Penalties - I do not think that the number of penalties reflects the intention of Bonners comment below from same article.


Supplement -

Bonner added, “We want an aggressive type of play. We want an emotional and hard-working team. We want a team that is not standing on their heels.”


My view -
Lack of chemistry on the shuffling lines; coaches need to get a handle on this and build the right structure on Lines 1- 4!

Defence - step up, play harder - get the puck up and out.

Signed -
concerned fan 2009

Anonymous said...

Bonner wouldn't tolerate the performance on the road, so he fires Smith.

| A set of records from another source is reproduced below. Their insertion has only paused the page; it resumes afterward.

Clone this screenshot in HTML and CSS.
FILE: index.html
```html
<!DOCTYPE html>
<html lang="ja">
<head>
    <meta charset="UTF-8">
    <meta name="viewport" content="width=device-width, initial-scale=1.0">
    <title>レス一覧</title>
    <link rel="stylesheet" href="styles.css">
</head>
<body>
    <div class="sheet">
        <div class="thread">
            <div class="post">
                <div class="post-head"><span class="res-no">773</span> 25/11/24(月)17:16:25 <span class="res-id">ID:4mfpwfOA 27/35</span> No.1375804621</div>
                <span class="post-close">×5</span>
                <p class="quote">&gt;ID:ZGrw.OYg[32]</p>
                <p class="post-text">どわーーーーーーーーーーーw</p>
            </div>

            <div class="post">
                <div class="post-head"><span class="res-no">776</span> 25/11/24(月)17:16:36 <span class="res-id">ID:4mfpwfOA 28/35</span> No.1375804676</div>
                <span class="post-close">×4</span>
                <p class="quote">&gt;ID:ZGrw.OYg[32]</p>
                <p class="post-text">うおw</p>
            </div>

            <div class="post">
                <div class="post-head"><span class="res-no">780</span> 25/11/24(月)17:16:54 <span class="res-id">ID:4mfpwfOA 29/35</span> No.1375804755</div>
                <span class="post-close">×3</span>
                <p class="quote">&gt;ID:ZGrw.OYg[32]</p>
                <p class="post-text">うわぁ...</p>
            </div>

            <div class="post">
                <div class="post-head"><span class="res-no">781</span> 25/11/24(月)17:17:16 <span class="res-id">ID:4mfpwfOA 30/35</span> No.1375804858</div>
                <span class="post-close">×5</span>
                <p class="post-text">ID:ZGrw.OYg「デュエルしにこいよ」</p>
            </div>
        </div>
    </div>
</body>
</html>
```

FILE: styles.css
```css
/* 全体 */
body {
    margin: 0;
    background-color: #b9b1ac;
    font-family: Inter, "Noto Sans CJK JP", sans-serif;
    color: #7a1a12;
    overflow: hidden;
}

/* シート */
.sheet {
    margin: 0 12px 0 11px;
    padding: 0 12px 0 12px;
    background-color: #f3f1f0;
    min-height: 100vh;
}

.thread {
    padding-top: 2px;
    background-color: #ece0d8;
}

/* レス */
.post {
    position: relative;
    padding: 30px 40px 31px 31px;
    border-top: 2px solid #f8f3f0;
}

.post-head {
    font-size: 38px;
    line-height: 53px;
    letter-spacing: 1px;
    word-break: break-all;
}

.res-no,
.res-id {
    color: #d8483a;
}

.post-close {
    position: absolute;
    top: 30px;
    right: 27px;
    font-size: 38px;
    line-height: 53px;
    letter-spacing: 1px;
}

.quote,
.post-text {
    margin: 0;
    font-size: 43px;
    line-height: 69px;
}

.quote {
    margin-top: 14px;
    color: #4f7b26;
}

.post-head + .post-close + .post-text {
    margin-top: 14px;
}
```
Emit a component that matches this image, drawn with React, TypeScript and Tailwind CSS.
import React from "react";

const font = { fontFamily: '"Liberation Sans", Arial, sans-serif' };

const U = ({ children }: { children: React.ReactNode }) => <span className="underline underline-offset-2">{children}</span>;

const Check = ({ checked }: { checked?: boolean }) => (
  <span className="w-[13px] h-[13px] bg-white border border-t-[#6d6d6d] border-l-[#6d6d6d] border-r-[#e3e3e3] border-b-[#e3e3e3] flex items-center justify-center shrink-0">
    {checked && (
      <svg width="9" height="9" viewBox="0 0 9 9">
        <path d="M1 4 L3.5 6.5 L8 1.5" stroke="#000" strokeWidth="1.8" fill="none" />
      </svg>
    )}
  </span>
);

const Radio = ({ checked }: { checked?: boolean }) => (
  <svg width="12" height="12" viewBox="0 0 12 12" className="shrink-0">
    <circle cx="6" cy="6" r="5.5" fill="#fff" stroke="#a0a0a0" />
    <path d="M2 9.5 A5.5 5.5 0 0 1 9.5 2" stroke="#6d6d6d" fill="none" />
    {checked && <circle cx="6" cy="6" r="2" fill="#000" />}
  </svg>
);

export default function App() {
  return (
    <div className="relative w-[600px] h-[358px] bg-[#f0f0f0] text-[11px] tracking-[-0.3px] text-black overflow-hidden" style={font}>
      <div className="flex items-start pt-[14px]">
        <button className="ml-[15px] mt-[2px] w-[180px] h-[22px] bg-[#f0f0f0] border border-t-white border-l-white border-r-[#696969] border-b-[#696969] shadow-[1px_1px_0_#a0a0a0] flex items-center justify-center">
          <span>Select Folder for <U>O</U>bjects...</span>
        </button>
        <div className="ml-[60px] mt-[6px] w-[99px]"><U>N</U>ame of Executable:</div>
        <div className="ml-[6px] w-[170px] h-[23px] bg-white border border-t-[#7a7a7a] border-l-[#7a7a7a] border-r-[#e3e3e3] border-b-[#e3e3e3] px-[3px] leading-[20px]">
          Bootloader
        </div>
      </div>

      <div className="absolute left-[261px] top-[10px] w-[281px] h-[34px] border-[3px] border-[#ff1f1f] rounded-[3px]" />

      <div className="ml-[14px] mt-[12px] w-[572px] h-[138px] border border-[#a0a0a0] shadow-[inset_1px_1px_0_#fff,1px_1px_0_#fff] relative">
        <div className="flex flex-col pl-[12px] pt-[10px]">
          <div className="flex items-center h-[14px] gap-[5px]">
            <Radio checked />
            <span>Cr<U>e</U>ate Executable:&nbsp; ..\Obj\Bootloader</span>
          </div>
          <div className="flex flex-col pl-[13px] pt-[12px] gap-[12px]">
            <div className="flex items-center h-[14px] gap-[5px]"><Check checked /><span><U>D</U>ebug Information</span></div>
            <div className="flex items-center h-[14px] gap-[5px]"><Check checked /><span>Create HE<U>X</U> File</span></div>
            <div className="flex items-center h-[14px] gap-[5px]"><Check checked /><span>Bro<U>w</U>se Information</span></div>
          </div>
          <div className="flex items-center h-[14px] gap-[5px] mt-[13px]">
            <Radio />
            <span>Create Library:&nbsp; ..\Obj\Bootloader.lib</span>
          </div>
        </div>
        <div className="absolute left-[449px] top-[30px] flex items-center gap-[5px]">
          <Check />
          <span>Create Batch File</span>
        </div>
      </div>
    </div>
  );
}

So they come home and lose two games by aggregate of 16-4. Looks like Bonner has misjudged his talent, perhaps Smith's overall record of one game over .500, was better than the team he was given. Of course that reflects on Bonner and I am sure he isn't drawing that conclusion.

Anonymous said...

What do you mean? We aren't losing cause of a lack of talent. Man I hate people who know nothing about the game of hockey try to have an opinion and say silly things like "it's a lack of talent". You can have all the talent in the world, but if you don't have any hockey sense it won't matter. And that's the problem we have here. A bunch of really talented kids with no hockey brains to comprehend the game.

Anonymous said...

Exactly - the talent is here. There is a whole lot of season left to play. The points I raise are not whether Bonner's decision was good or bad. Or if Smith's delivery was good or bad.

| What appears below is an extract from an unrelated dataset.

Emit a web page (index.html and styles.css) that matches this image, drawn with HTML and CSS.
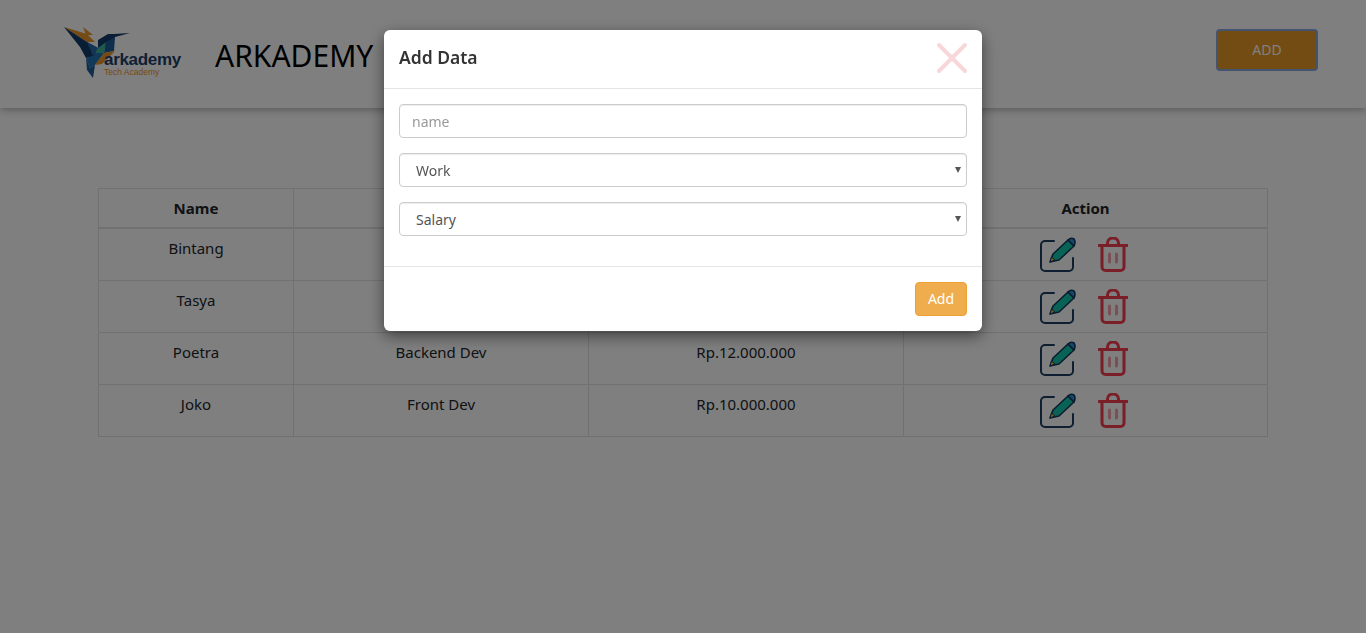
FILE: index.html
```html
<!DOCTYPE html>
<html lang="en">
<head>
  <meta charset="UTF-8" />
  <meta name="viewport" content="width=device-width, initial-scale=1" />
  <title>Arkademy</title>
  <link rel="stylesheet" href="styles.css">
</head>
<body>
  <header class="topbar">
    <div class="logo">
      <svg class="logo-bird" width="125" height="65" viewBox="0 0 125 65">
        <polygon points="4,7 27,14 35,22 27,22" fill="#e8962a"/>
        <polygon points="23,7 33,15 26,15" fill="#e8962a"/>
        <polygon points="4,7 27,22 38,28 35,36 26,38 20,27" fill="#123a68"/>
        <polygon points="27,22 38,28 33,36" fill="#2a6aa8"/>
        <polygon points="38,20 48,14 54,14 70,13 55,17 50,24 38,28" fill="#123a68"/>
        <polygon points="38,28 46,22 44,33 35,33" fill="#3fb39a"/>
        <polygon points="46,22 55,17 54,31 44,33" fill="#1d5c96"/>
        <polygon points="26,38 33,36 35,33 44,33 35,45 30,48" fill="#2272b5"/>
        <polygon points="44,33 55,31 42,44 35,45" fill="#e8962a"/>
        <polygon points="26,38 30,48 35,45 33,58 27,50" fill="#1d5c96"/>
      </svg>
      <span class="logo-name">arkademy</span>
      <span class="logo-sub">Tech Academy</span>
    </div>
    <h1>ARKADEMY</h1>
    <button class="btn-add-top">ADD</button>
  </header>

  <main>
    <table class="data-table">
      <thead>
        <tr><th class="col-name">Name</th><th class="col-work">Work</th><th class="col-salary">Salary</th><th>Action</th></tr>
      </thead>
      <tbody>
        <tr>
          <td>Bintang</td><td>Front Dev</td><td>Rp.10.000.000</td>
          <td><div class="actions">
            <svg width="36" height="35" viewBox="0 0 36 35"><use href="#icon-edit"/></svg>
            <svg width="30" height="35" viewBox="0 0 30 35"><use href="#icon-trash"/></svg>
          </div></td>
        </tr>
        <tr>
          <td>Tasya</td><td>Backend Dev</td><td>Rp.12.000.000</td>
          <td><div class="actions">
            <svg width="36" height="35" viewBox="0 0 36 35"><use href="#icon-edit"/></svg>
            <svg width="30" height="35" viewBox="0 0 30 35"><use href="#icon-trash"/></svg>
          </div></td>
        </tr>
        <tr>
          <td>Poetra</td><td>Backend Dev</td><td>Rp.12.000.000</td>
          <td><div class="actions">
            <svg width="36" height="35" viewBox="0 0 36 35"><use href="#icon-edit"/></svg>
            <svg width="30" height="35" viewBox="0 0 30 35"><use href="#icon-trash"/></svg>
          </div></td>
        </tr>
        <tr>
          <td>Joko</td><td>Front Dev</td><td>Rp.10.000.000</td>
          <td><div class="actions">
            <svg width="36" height="35" viewBox="0 0 36 35"><use href="#icon-edit"/></svg>
            <svg width="30" height="35" viewBox="0 0 30 35"><use href="#icon-trash"/></svg>
          </div></td>
        </tr>
      </tbody>
    </table>
  </main>

  <div class="backdrop">
    <div class="modal">
      <div class="modal-header">
        <h2>Add Data</h2>
        <svg class="close" width="32" height="32" viewBox="0 0 32 32">
          <path d="M3 3 L29 29 M29 3 L3 29" fill="none" stroke="#f8d7da" stroke-width="4" stroke-linecap="round"/>
        </svg>
      </div>
      <div class="modal-body">
        <input class="field" type="text" placeholder="name" />
        <div class="select-wrap">
          <select class="field"><option>Work</option></select>
        </div>
        <div class="select-wrap">
          <select class="field"><option>Salary</option></select>
        </div>
      </div>
      <div class="modal-footer">
        <button class="btn-add">Add</button>
      </div>
    </div>
  </div>

  <svg class="icon-defs" width="0" height="0">
    <symbol id="icon-edit" viewBox="0 0 36 35">
      <path d="M14 4 H5 a4 4 0 0 0 -4 4 V30 a4 4 0 0 0 4 4 H29 a4 4 0 0 0 4 -4 V21" fill="none" stroke="#1d3f63" stroke-width="2" stroke-linecap="round"/>
      <path d="M10 25 L13 17 L28 3 L34 9 L19 23 Z" fill="#12c4ad" stroke="#123a5c" stroke-width="1.6" stroke-linejoin="round"/>
      <path d="M28 3 Q31 0 34 2 Q36 5 34 9 Z" fill="#2f8fe0" stroke="#123a5c" stroke-width="1.6" stroke-linejoin="round"/>
      <path d="M10 25 L11.5 20 L15 23 Z" fill="#f2bd3a" stroke="#123a5c" stroke-width="1"/>
    </symbol>
    <symbol id="icon-trash" viewBox="0 0 30 35">
      <path d="M1 8.5 H29" fill="none" stroke="#f43c50" stroke-width="3" stroke-linecap="round"/>
      <path d="M9.5 8 V6 a5.5 5 0 0 1 11 0 V8" fill="none" stroke="#f43c50" stroke-width="3"/>
      <path d="M4 9 V30 a3.5 3.5 0 0 0 3.5 3.5 H22.5 a3.5 3.5 0 0 0 3.5 -3.5 V9" fill="none" stroke="#f43c50" stroke-width="3"/>
      <path d="M11.5 17 V25 M18.5 17 V25" fill="none" stroke="#f4a0aa" stroke-width="3" stroke-linecap="round"/>
    </symbol>
  </svg>
</body>
</html>
```

FILE: styles.css
```css
body {
  margin: 0; font-family: "Noto Sans", "Open Sans", sans-serif; background-color: #fff; color: #212529;
  font-size: 15px; line-height: 24px;
}
.topbar {
  display: flex; align-items: center;
  height: 108px; padding: 0 48px 0 60px; box-sizing: border-box;
  background: #fff;
  box-shadow: 0 2px 8px rgba(0, 0, 0, .3);
}
.logo {
  position: relative; width: 125px; height: 65px; margin-right: 30px; margin-top: -3px;
}
.logo-bird {
  display: block;
}
.logo-name {
  position: absolute; left: 44px; top: 30px;
  font: bold 17px/20px "Liberation Sans", sans-serif; letter-spacing: -0.3px; color: #1d3f6b;
}
.logo-sub {
  position: absolute; left: 44px; top: 47px;
  font: 8.5px/10px "Liberation Sans", sans-serif; color: #e8962a;
}
.topbar h1 {
  margin: 4px 0 0; font-size: 30px; font-weight: 400; line-height: 36px; color: #000;
}
.btn-add-top {
  margin-left: auto; margin-top: -8px;
  width: 102px; height: 42px;
  background: #e69826; color: #fff;
  border: 2px solid #88a8e0; border-radius: 4px;
  font: inherit; font-size: 14px;
}
main {
  padding-top: 80px;
}
.data-table {
  width: 1170px; margin: 0 auto; border-collapse: collapse; table-layout: fixed;
}
.data-table th, .data-table td {
  box-sizing: border-box;
  border: 1px solid #dee2e6; padding: 7px 12px 8px; text-align: center; vertical-align: top;
}
.data-table th {
  border-bottom-width: 2px; padding: 7px 12px; font-weight: 700;
}
.col-name { width: 195px; }
.col-work { width: 295px; }
.col-salary { width: 315px; }
.actions {
  display: flex; justify-content: center; gap: 22px; height: 35px; margin-top: 1px;
  transform: translateX(-2px);
}
.backdrop {
  position: fixed; inset: 0;
  background: rgba(0, 0, 0, .5);
}
.modal {
  width: 598px; margin: 30px auto 0 384px; box-sizing: border-box;
  background: #fff; border-radius: 6px;
  box-shadow: 0 5px 15px rgba(0, 0, 0, .5);
}
.modal-header {
  display: flex; align-items: center; justify-content: space-between;
  height: 59px; padding: 0 14px 4px 15px; box-sizing: border-box;
  border-bottom: 1px solid #e5e5e5;
}
.modal-header h2 {
  margin: 0; font-size: 17.5px; font-weight: 600; color: #333;
}
.close {
  margin-top: 1px;
}
.modal-body {
  display: flex; flex-direction: column; gap: 15px;
  padding: 15px 15px 30px;
}
.field {
  display: block; width: 100%; height: 34px; box-sizing: border-box;
  padding: 0 12px; background: #fff;
  border: 1px solid #ccc; border-radius: 4px;
  box-shadow: inset 0 1px 1px rgba(0, 0, 0, .075);
  font: inherit; font-size: 14px; color: #555;
  appearance: none;
}
.field::placeholder {
  color: #999;
}
select.field {
  padding: 2px 0 0 16px;
}
.select-wrap {
  position: relative;
}
.select-wrap::after {
  content: ""; position: absolute; right: 6px; top: 14px;
  border-top: 6px solid #555; border-left: 3.5px solid transparent; border-right: 3.5px solid transparent;
}
.modal-footer {
  display: flex; justify-content: flex-end;
  padding: 15px; border-top: 1px solid #e5e5e5;
}
.btn-add {
  width: 52px; height: 34px;
  background: #f0ad4e; color: #fff;
  border: 1px solid #eea236; border-radius: 4px;
  font: inherit; font-size: 14px;
}
.icon-defs {
  position: absolute;
}
```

I am looking at the lack of translation of the desired style of play into a well executed and disciplined team system approach.

meh.... see what happens Friday

concerned fan 2009

Anonymous said...

And what's Bonner's part in all this? Hires a bum for a coach, makes ZERO changes as there are some real obvious people that should not even be with the team anymore that are still here.

Nyren is a complete and total disaster, the kid wanted so bad to be a d-man in Moose Jaw yet he shows absolutley zero vision, compete or common sense to be one.

You can say it's early in the season all you want, but we've all seen this movie played time and time again. So far our knights in shining armour have ran this organization even further into the ground than the previous morons. Where's Gaglardi? Haven't heard a peep or a smell from him since last year. When's Bonner going to make some deals to get rid of the dead weight?

Anonymous said...

Bonner specifically stated a key reason for dumping Smith was that the team was lifeless. How have things changed with a new coach? He lets them skate down the bench and tap gloves after a goal, is that proof of a new philosphy? Perhaps Barry tried to disprove the old adage "you can't beat a dead horse"

Susan said...

Anonymous wrote:

Greg,

F.Y.I. it's Drydn DOW, not DOWD.

November 4, 2009 7:26 AM
***************************
Dear Anonymous,

Please know that Taking Note's author is G R E G G for Mr. Gregg Drinnan. He's too nice to point out the obvious so I will.